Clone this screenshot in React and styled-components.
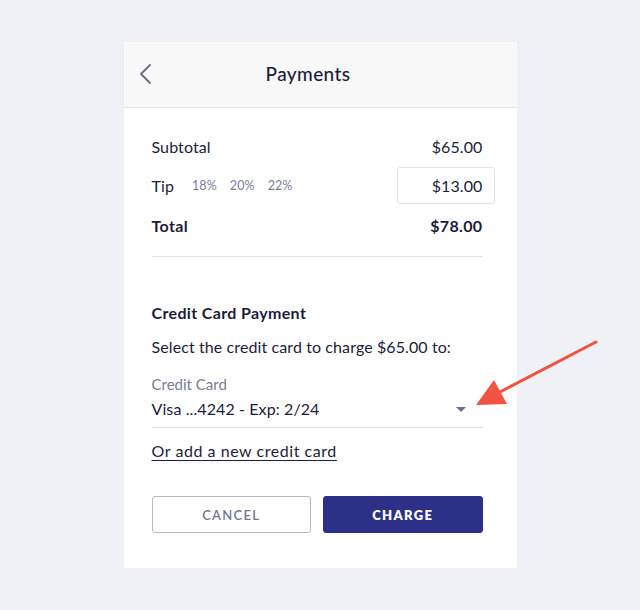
import React from "react"
import styled, { createGlobalStyle } from "styled-components"

const GlobalStyle = createGlobalStyle`
  * {
    margin: 0;
    padding: 0;
    box-sizing: border-box;
  }
  body {
    background-color: #f0f1f6;
    font-family: "Lato", "Liberation Sans", sans-serif;
    color: #1c1c3a;
  }
`

const Page = styled.div`
  position: relative;
  width: 640px;
  height: 610px;
  padding-top: 42px;
  display: flex;
  justify-content: center;
  align-items: flex-start;
`

const Card = styled.div`
  width: 393px;
  background: #ffffff;
  display: flex;
  flex-direction: column;
`

const Header = styled.div`
  height: 66px;
  background: #f8f8f8;
  border-bottom: 1px solid #e6e6ea;
  display: flex;
  align-items: center;
  justify-content: center;
  position: relative;
`

const Back = styled.button`
  position: absolute;
  left: 14px;
  top: 21px;
  border: none;
  background: none;
  display: flex;
`

const Title = styled.h1`
  font-size: 19px;
  font-weight: 500;
  letter-spacing: 0.4px;
  color: #1c1c3a;
  margin-left: -24px;
  margin-top: -2px;
`

const Body = styled.div`
  padding: 29px 34px 35px 28px;
  display: flex;
  flex-direction: column;
`

const Row = styled.div`
  display: flex;
  align-items: center;
  justify-content: space-between;
  font-size: 16px;
  line-height: 20px;
  letter-spacing: ${p => (p.$bold ? 0.35 : 0.1)}px;
  font-weight: ${p => (p.$bold ? 700 : 400)};
  margin-top: ${p => p.$mt || 0}px;
`

const TipLabel = styled.div`
  display: flex;
  align-items: center;
  gap: 18px;
`

const Percents = styled.div`
  display: flex;
  gap: 13px;
`

const Percent = styled.span`
  font-size: 12.5px;
  color: #7b7b96;
`

const TipInput = styled.div`
  width: 98px;
  height: 37px;
  margin-right: -12px;
  border: 1px solid #e2e2e8;
  border-radius: 3px;
  display: flex;
  align-items: center;
  justify-content: flex-end;
  padding-right: 11px;
`

const Divider = styled.div`
  height: 1px;
  background: #e2e2e8;
  margin-top: 20px;
`

const SectionTitle = styled.h2`
  margin-top: 46px;
  font-size: 16px;
  line-height: 20px;
  letter-spacing: 0.35px;
  font-weight: 700;
`

const Text = styled.p`
  margin-top: 14px;
  font-size: 16px;
  line-height: 20px;
  letter-spacing: 0.1px;
`

const Select = styled.div`
  margin-top: 18px;
  border-bottom: 1px solid #e2e2e8;
  padding-bottom: 8px;
`

const SelectLabel = styled.div`
  font-size: 15px;
  line-height: 18px;
  color: #7b7b96;
  margin-bottom: 6px;
`

const SelectValue = styled.div`
  font-size: 16px;
  line-height: 20px;
  letter-spacing: 0.1px;
  display: flex;
  justify-content: space-between;
  align-items: center;
  padding-right: 17px;
`

const Caret = styled.span`
  width: 0;
  height: 0;
  border-left: 5px solid transparent;
  border-right: 5px solid transparent;
  border-top: 5px solid #6e6e88;
`

const AddLink = styled.a`
  margin-top: 13px;
  font-size: 16px;
  line-height: 20px;
  letter-spacing: 0.55px;
  color: #1c1c3a;
  text-decoration: underline;
  text-underline-offset: 3px;
  align-self: flex-start;
`

const Buttons = styled.div`
  margin-top: 35px;
  display: grid;
  grid-template-columns: 1fr 1fr;
  gap: 12px;
`

const Button = styled.button`
  height: 37px;
  border-radius: 3px;
  font-family: inherit;
  font-size: 13px;
  font-weight: ${p => (p.$primary ? 800 : 600)};
  letter-spacing: 1.3px;
  border: 1px solid ${p => (p.$primary ? "#2d3087" : "#b9b9c9")};
  background: ${p => (p.$primary ? "#2d3087" : "#ffffff")};
  color: ${p => (p.$primary ? "#ffffff" : "#75758f")};
`

const Arrow = styled.svg`
  position: absolute;
  left: 0;
  top: 0;
  pointer-events: none;
`

export default function App() {
  return (
    <>
      <GlobalStyle />
      <Page>
        <Card>
          <Header>
            <Back aria-label="back">
              <svg width="16" height="22" viewBox="0 0 16 22">
                <path d="M12 2 L3 11 L12 20" fill="none" stroke="#6b6b85" strokeWidth="1.8" strokeLinecap="round" strokeLinejoin="round" />
              </svg>
            </Back>
            <Title>Payments</Title>
          </Header>
          <Body>
            <Row>
              <span>Subtotal</span>
              <span>$65.00</span>
            </Row>
            <Row $mt={10}>
              <TipLabel>
                <span>Tip</span>
                <Percents>
                  <Percent>18%</Percent>
                  <Percent>20%</Percent>
                  <Percent>22%</Percent>
                </Percents>
              </TipLabel>
              <TipInput>$13.00</TipInput>
            </Row>
            <Row $bold $mt={12}>
              <span>Total</span>
              <span>$78.00</span>
            </Row>
            <Divider />
            <SectionTitle>Credit Card Payment</SectionTitle>
            <Text>Select the credit card to charge $65.00 to:</Text>
            <Select>
              <SelectLabel>Credit Card</SelectLabel>
              <SelectValue>
                <span>Visa ...4242 - Exp: 2/24</span>
                <Caret />
              </SelectValue>
            </Select>
            <AddLink href="#">Or add a new credit card</AddLink>
            <Buttons>
              <Button>CANCEL</Button>
              <Button $primary>CHARGE</Button>
            </Buttons>
          </Body>
        </Card>
        <Arrow width="640" height="610" viewBox="0 0 640 610">
          <line x1="596" y1="342" x2="496" y2="394" stroke="#ef5442" strokeWidth="3" strokeLinecap="round" />
          <polygon points="476,405 494,380 507,404" fill="#ef5442" />
        </Arrow>
      </Page>
    </>
  )
}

• • • •

* Exercise task *
Reproduce all of the data exactly, omitting each picture it holds.

* Exercise output *
Clone this screenshot in React and styled-components.
import React from "react"
import styled, { createGlobalStyle } from "styled-components"

const GlobalStyle = createGlobalStyle`
  * {
    margin: 0;
    padding: 0;
    box-sizing: border-box;
  }
  body {
    background-color: #f0f1f6;
    font-family: "Lato", "Liberation Sans", sans-serif;
    color: #1c1c3a;
  }
`

const Page = styled.div`
  position: relative;
  width: 640px;
  height: 610px;
  padding-top: 42px;
  display: flex;
  justify-content: center;
  align-items: flex-start;
`

const Card = styled.div`
  width: 393px;
  background: #ffffff;
  display: flex;
  flex-direction: column;
`

const Header = styled.div`
  height: 66px;
  background: #f8f8f8;
  border-bottom: 1px solid #e6e6ea;
  display: flex;
  align-items: center;
  justify-content: center;
  position: relative;
`

const Back = styled.button`
  position: absolute;
  left: 14px;
  top: 21px;
  border: none;
  background: none;
  display: flex;
`

const Title = styled.h1`
  font-size: 19px;
  font-weight: 500;
  letter-spacing: 0.4px;
  color: #1c1c3a;
  margin-left: -24px;
  margin-top: -2px;
`

const Body = styled.div`
  padding: 29px 34px 35px 28px;
  display: flex;
  flex-direction: column;
`

const Row = styled.div`
  display: flex;
  align-items: center;
  justify-content: space-between;
  font-size: 16px;
  line-height: 20px;
  letter-spacing: ${p => (p.$bold ? 0.35 : 0.1)}px;
  font-weight: ${p => (p.$bold ? 700 : 400)};
  margin-top: ${p => p.$mt || 0}px;
`

const TipLabel = styled.div`
  display: flex;
  align-items: center;
  gap: 18px;
`

const Percents = styled.div`
  display: flex;
  gap: 13px;
`

const Percent = styled.span`
  font-size: 12.5px;
  color: #7b7b96;
`

const TipInput = styled.div`
  width: 98px;
  height: 37px;
  margin-right: -12px;
  border: 1px solid #e2e2e8;
  border-radius: 3px;
  display: flex;
  align-items: center;
  justify-content: flex-end;
  padding-right: 11px;
`

const Divider = styled.div`
  height: 1px;
  background: #e2e2e8;
  margin-top: 20px;
`

const SectionTitle = styled.h2`
  margin-top: 46px;
  font-size: 16px;
  line-height: 20px;
  letter-spacing: 0.35px;
  font-weight: 700;
`

const Text = styled.p`
  margin-top: 14px;
  font-size: 16px;
  line-height: 20px;
  letter-spacing: 0.1px;
`

const Select = styled.div`
  margin-top: 18px;
  border-bottom: 1px solid #e2e2e8;
  padding-bottom: 8px;
`

const SelectLabel = styled.div`
  font-size: 15px;
  line-height: 18px;
  color: #7b7b96;
  margin-bottom: 6px;
`

const SelectValue = styled.div`
  font-size: 16px;
  line-height: 20px;
  letter-spacing: 0.1px;
  display: flex;
  justify-content: space-between;
  align-items: center;
  padding-right: 17px;
`

const Caret = styled.span`
  width: 0;
  height: 0;
  border-left: 5px solid transparent;
  border-right: 5px solid transparent;
  border-top: 5px solid #6e6e88;
`

const AddLink = styled.a`
  margin-top: 13px;
  font-size: 16px;
  line-height: 20px;
  letter-spacing: 0.55px;
  color: #1c1c3a;
  text-decoration: underline;
  text-underline-offset: 3px;
  align-self: flex-start;
`

const Buttons = styled.div`
  margin-top: 35px;
  display: grid;
  grid-template-columns: 1fr 1fr;
  gap: 12px;
`

const Button = styled.button`
  height: 37px;
  border-radius: 3px;
  font-family: inherit;
  font-size: 13px;
  font-weight: ${p => (p.$primary ? 800 : 600)};
  letter-spacing: 1.3px;
  border: 1px solid ${p => (p.$primary ? "#2d3087" : "#b9b9c9")};
  background: ${p => (p.$primary ? "#2d3087" : "#ffffff")};
  color: ${p => (p.$primary ? "#ffffff" : "#75758f")};
`

const Arrow = styled.svg`
  position: absolute;
  left: 0;
  top: 0;
  pointer-events: none;
`

export default function App() {
  return (
    <>
      <GlobalStyle />
      <Page>
        <Card>
          <Header>
            <Back aria-label="back">
              <svg width="16" height="22" viewBox="0 0 16 22">
                <path d="M12 2 L3 11 L12 20" fill="none" stroke="#6b6b85" strokeWidth="1.8" strokeLinecap="round" strokeLinejoin="round" />
              </svg>
            </Back>
            <Title>Payments</Title>
          </Header>
          <Body>
            <Row>
              <span>Subtotal</span>
              <span>$65.00</span>
            </Row>
            <Row $mt={10}>
              <TipLabel>
                <span>Tip</span>
                <Percents>
                  <Percent>18%</Percent>
                  <Percent>20%</Percent>
                  <Percent>22%</Percent>
                </Percents>
              </TipLabel>
              <TipInput>$13.00</TipInput>
            </Row>
            <Row $bold $mt={12}>
              <span>Total</span>
              <span>$78.00</span>
            </Row>
            <Divider />
            <SectionTitle>Credit Card Payment</SectionTitle>
            <Text>Select the credit card to charge $65.00 to:</Text>
            <Select>
              <SelectLabel>Credit Card</SelectLabel>
              <SelectValue>
                <span>Visa ...4242 - Exp: 2/24</span>
                <Caret />
              </SelectValue>
            </Select>
            <AddLink href="#">Or add a new credit card</AddLink>
            <Buttons>
              <Button>CANCEL</Button>
              <Button $primary>CHARGE</Button>
            </Buttons>
          </Body>
        </Card>
        <Arrow width="640" height="610" viewBox="0 0 640 610">
          <line x1="596" y1="342" x2="496" y2="394" stroke="#ef5442" strokeWidth="3" strokeLinecap="round" />
          <polygon points="476,405 494,380 507,404" fill="#ef5442" />
        </Arrow>
      </Page>
    </>
  )
}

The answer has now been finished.